Latin America has quickly become the new go-to spot for investors, with even the country of China having pledged a sum of $250 billion within the next ten years.
Colombia is one of many markets, which has emerged as a new luxurious travel destination, and therefore a prime spot for an investment. In 2014 alone, over $600 million poured into Colombia from foreign investors. Even Silicon Valley has started to take notice of this country, with Mark Zuckerberg hosting Facebook’s first overseas town hall in the city of Bogota.
Despite its notorious background and history, the country expects to see its economy triple from the point it was at a decade ago. Much of that growth stems from the 50% increase in the middle class, a rise that has piqued the most attention among American investors. Colombia has definitely taken notice in the recent interest, recently announcing an initiative called PIPE 2.0 Plan, designed to boost growth and development in potential investment areas such as education, tourism and industrial production.
So, are you ready to invest in Latin America? Here are a few options to get started:
Real Estate Investment Trusts (REITs)
Investing in real estate is a great way to get in on the Latin American economic boom. One way to do this is through Real Estate Investment Trusts, or REITs, which are companies that allow investors to invest in real estate and earn long-term income streams. REITs pay all income as dividends to shareholders so there are definite short-term payouts. In addition, investors get to invest in real estate without the hassle of purchasing the property themselves. REITs have recently shown high returns, including a 19.2% return seen in 2014 on the S&P Global REIT Index. Another option for potential real estate investors is REOCs, which are similar to REITs, but do not pay out dividends, instead investing income into other properties.

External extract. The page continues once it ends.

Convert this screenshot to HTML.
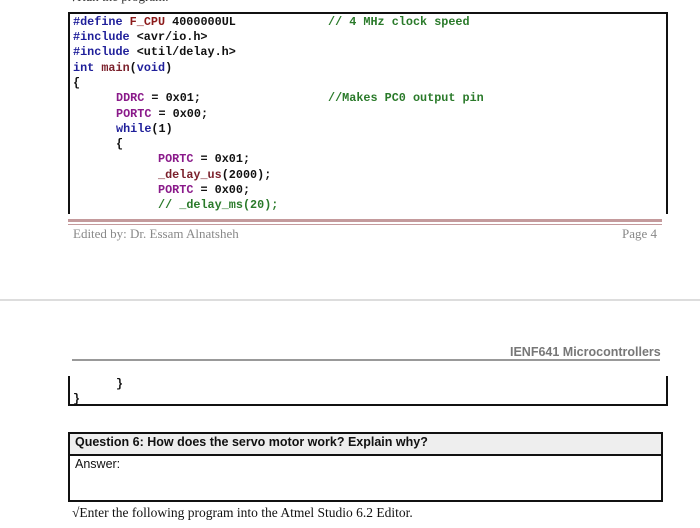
<!DOCTYPE html>
<html><head><meta charset="utf-8"><style>
body{margin:0;width:700px;height:528px;background:#fff;position:relative;overflow:hidden;font-family:"Liberation Sans",sans-serif}
.a{position:absolute;white-space:pre}
.c{font-family:"Liberation Mono",monospace;font-weight:bold;font-size:11.8px;color:#111}
.k{color:#1f1f9a}.m{color:#8b1a1a}.p{color:#8a1a8a}.g{color:#2a7a2a}.r{color:#7a1f2a}
</style></head><body>
<div class="a" style="left:70px;top:-11px;font-family:'Liberation Serif',serif;font-size:13px;color:#333">√Run the program.</div>
<div class="a" style="left:68px;top:12px;width:596px;height:200px;border:2px solid #111;border-bottom:none"></div>
<div class="a c" style="left:73px;top:15px"><span class="k">#define</span> <span class="m">F_CPU</span> 4000000UL</div>
<div class="a c" style="left:73px;top:30px"><span class="k">#include</span> &lt;avr/io.h&gt;</div>
<div class="a c" style="left:73px;top:45px"><span class="k">#include</span> &lt;util/delay.h&gt;</div>
<div class="a c" style="left:73px;top:61px"><span class="k">int</span> <span class="r">main</span>(<span class="k">void</span>)</div>
<div class="a c" style="left:73px;top:76px">{</div>
<div class="a c" style="left:116px;top:91px"><span class="p">DDRC</span> = 0x01;</div>
<div class="a c" style="left:116px;top:107px"><span class="p">PORTC</span> = 0x00;</div>
<div class="a c" style="left:116px;top:122px"><span class="k">while</span>(1)</div>
<div class="a c" style="left:116px;top:137px">{</div>
<div class="a c" style="left:158px;top:152px"><span class="p">PORTC</span> = 0x01;</div>
<div class="a c" style="left:158px;top:168px"><span class="r">_delay_us</span>(2000);</div>
<div class="a c" style="left:158px;top:183px"><span class="p">PORTC</span> = 0x00;</div>
<div class="a c g" style="left:158px;top:198px">// _delay_ms(20);</div>
<div class="a c g" style="left:328px;top:15px">// 4 MHz clock speed</div>
<div class="a c g" style="left:328px;top:91px">//Makes PC0 output pin</div>
<div class="a" style="left:68px;top:219px;width:594px;height:3px;background:#c49a9c"></div>
<div class="a" style="left:68px;top:224px;width:594px;height:1px;background:#c49a9c"></div>
<div class="a" style="left:73px;top:226px;font-family:'Liberation Serif',serif;font-size:13px;color:#888">Edited by: Dr. Essam Alnatsheh</div>
<div class="a" style="left:622px;top:226px;font-family:'Liberation Serif',serif;font-size:13px;color:#888">Page 4</div>
<div class="a" style="left:0;top:299px;width:700px;height:2px;background:#ddd"></div>
<div class="a" style="left:510px;top:345px;font-size:12.5px;color:#777;font-weight:bold">IENF641 Microcontrollers</div>
<div class="a" style="left:72px;top:359px;width:588px;height:2px;background:#999"></div>
<div class="a" style="left:68px;top:376px;width:596px;height:28px;border:2px solid #111;border-top:none"></div>
<div class="a c" style="left:116px;top:377px">}</div>
<div class="a c" style="left:73px;top:392px">}</div>
<div class="a" style="left:68px;top:432px;width:595px;height:70px;border:2px solid #111;box-sizing:border-box"></div>
<div class="a" style="left:70px;top:434px;width:591px;height:20px;background:#eee;border-bottom:2px solid #111"></div>
<div class="a" style="left:75px;top:435px;font-size:12.5px;font-weight:bold;color:#111">Question 6: How does the servo motor work? Explain why?</div>
<div class="a" style="left:75px;top:457px;font-size:12.5px;color:#111">Answer:</div>
<div class="a" style="left:72px;top:505px;font-family:'Liberation Serif',serif;font-size:13.5px;color:#111">√Enter the following program into the Atmel Studio 6.2 Editor.</div>
</body></html>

Purchasing property directly
For investors who are interested in breaking into the Latin America real estate market, but not so keen on the idea of a REIT, consider purchasing property directly through an agent or lawyer. Finding a local real estate agent to help you on your search will make it easier to move through the process quickly while still following legalities of the Latin American country you may not be as familiar with as your agent.
Remember the middle class
As the middle class continues to grow in countries like Colombia and the rest of Latin America, so will stocks for consumer items and industries including media, real estate, and technology. When choosing which foreign stocks to invest in, consider where this booming population will be directing their purchasing power to before making a decision.

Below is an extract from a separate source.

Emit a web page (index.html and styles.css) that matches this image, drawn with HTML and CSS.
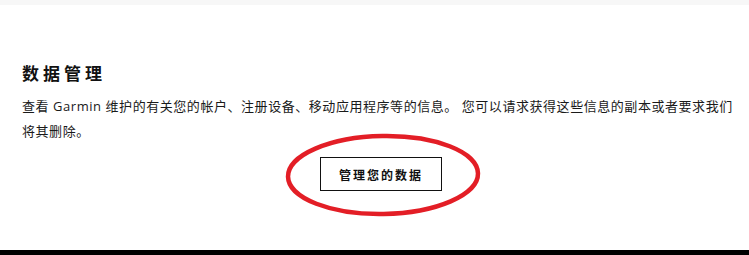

In the last few years, Facebook, Google and Microsoft have all opened offices in Bogota, with Facebook founder, Zuckerberg, pledging to bring free internet to the country. Why the sudden interest in Colombia? Between 2007 and 2012, the country saw a 177% increase in the tech industry, hitting $6.8 billion. However, Silicon Valley is not doing all of the heavy lifting. Many Colombian companies have led this power surge, and they plan to continue to do so in the future, so investors take note.
The energy search
Many have started to seek for alternative sources of energy, and that this search has led them directly to Latin America, where companies like the EcoPetrol of Colombia and PetroleoBrasileiro of Brazil are sure to benefit. The Western world as a whole will surely start looking towards Latin America and these alternative energy companies for new hope in moving away from oil dependence.
Do not forget about bonds and commodities
Do not get stuck with investing solely in equities when branching out to the Latin American market for the first time. Diversifying your Latin American portfolio is just as essential as diversifying your American investment portfolio. Consider investing in a Latin American corporate or sovereign bond, which surprisingly, sometimes have higher yields than American or European bonds would.
In 2011, Colombian bonds were upgraded by the three major agencies, officially joining the investment-grade club. Commodities, especially the timber industry that could do fairly well in a time of increased development and construction, are also a good choice to diversify investment portfolios in Latin America.